Conny Waters – AncientPages.com – Stone animals such as stone lions and stone rams were placed on top of the tombstones of brave and courageous people as a symbol of abundance and great courage in the face of danger, especially in battle.
An ancient stone ram – a symbol of abundance and great courage- was discovered during an unauthorized excavation in an old cemetery in Anbardaran village, northwestern East Azarbaijan province.
The stone ram was submitted to the province’s cultural heritage department to be studied by the archeologists and cultural heritage experts, provincial tourism official Hossein Esmaeili informed.

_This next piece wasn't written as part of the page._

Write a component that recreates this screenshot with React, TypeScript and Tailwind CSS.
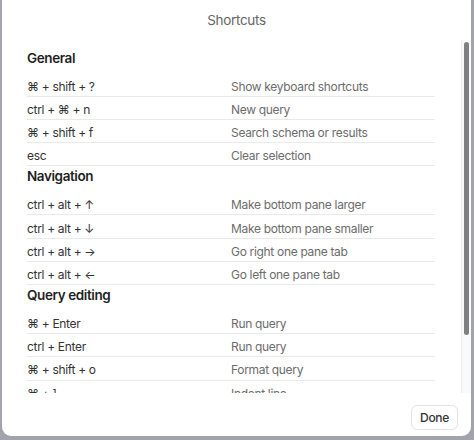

Stone animals such as stone lions and stone rams were placed on top of the tombstones of brave and courageous people as a symbol of abundance and great courage in the face of danger, especially in battle. In most cemeteries, a statue of a ram decorated the graves of heroes and heroines, and the names of the heroes were taken with a ram, such as the ram of Kuraoglu, the ram of the prophet.
The ram or stone lion figurines were usually considered a symbol of the tombstone of a warrior or a hero who died, and a symbol from the patriarchal period onwards.
Soaked in history and culture for millennia, Tabriz, which is the capital of East Azarbaijan, has a long history and is full of “historical and religious sites, including Jameh Mosque of Tabriz and Arg of Tabriz, and UNESCO-registered Tabriz Historic Bazaar Complex to name a few,” wrote Tehran Times.
However, the city’s early history is not well-documented. The earliest civilization signs in the city are related to an Iron Age graveyard of 1st millennium B.C. which were unearthed in the late 1990s on the northern side of Blue Mosque. The city is inscribed as old as 714 B.C. on as Tarui or Tauris, on the Assyrian King Sargon II’s epigraph in 714 BC.
Old stone rams belonged to different historical periods.
Since the earliest documented history of Tabriz, it has been chosen as the capital for several rulers commencing from Atropates era and his dynasty. It is likely the city has been destroyed multiple times either by natural disasters or by the invading armies.
The earliest elements of the present Tabriz are claimed to be built either at the time of the early Sassanids in the 3rd or 4th century AD or later in the 7th century. The city used to be called T’awreš in Middle Persian.